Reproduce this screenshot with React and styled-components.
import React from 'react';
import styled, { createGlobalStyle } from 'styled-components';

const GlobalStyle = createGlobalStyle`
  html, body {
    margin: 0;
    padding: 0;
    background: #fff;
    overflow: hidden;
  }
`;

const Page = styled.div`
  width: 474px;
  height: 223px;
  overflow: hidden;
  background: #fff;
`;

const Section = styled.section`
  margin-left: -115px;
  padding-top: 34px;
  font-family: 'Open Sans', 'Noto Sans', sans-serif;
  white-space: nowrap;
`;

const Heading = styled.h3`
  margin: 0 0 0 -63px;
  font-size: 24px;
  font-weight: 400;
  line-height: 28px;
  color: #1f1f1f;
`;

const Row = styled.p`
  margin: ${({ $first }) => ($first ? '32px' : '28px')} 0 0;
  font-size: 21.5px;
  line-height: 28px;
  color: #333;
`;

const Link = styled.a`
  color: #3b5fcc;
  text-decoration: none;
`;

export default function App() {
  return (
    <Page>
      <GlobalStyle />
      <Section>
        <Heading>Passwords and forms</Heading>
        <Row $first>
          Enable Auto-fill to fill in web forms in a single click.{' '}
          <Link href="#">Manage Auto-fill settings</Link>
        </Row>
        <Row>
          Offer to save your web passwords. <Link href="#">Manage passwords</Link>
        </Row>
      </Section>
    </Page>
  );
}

[What is required] Copy every line verbatim.

[Solution]
Reproduce this screenshot with React and styled-components.
import React from 'react';
import styled, { createGlobalStyle } from 'styled-components';

const GlobalStyle = createGlobalStyle`
  html, body {
    margin: 0;
    padding: 0;
    background: #fff;
    overflow: hidden;
  }
`;

const Page = styled.div`
  width: 474px;
  height: 223px;
  overflow: hidden;
  background: #fff;
`;

const Section = styled.section`
  margin-left: -115px;
  padding-top: 34px;
  font-family: 'Open Sans', 'Noto Sans', sans-serif;
  white-space: nowrap;
`;

const Heading = styled.h3`
  margin: 0 0 0 -63px;
  font-size: 24px;
  font-weight: 400;
  line-height: 28px;
  color: #1f1f1f;
`;

const Row = styled.p`
  margin: ${({ $first }) => ($first ? '32px' : '28px')} 0 0;
  font-size: 21.5px;
  line-height: 28px;
  color: #333;
`;

const Link = styled.a`
  color: #3b5fcc;
  text-decoration: none;
`;

export default function App() {
  return (
    <Page>
      <GlobalStyle />
      <Section>
        <Heading>Passwords and forms</Heading>
        <Row $first>
          Enable Auto-fill to fill in web forms in a single click.{' '}
          <Link href="#">Manage Auto-fill settings</Link>
        </Row>
        <Row>
          Offer to save your web passwords. <Link href="#">Manage passwords</Link>
        </Row>
      </Section>
    </Page>
  );
}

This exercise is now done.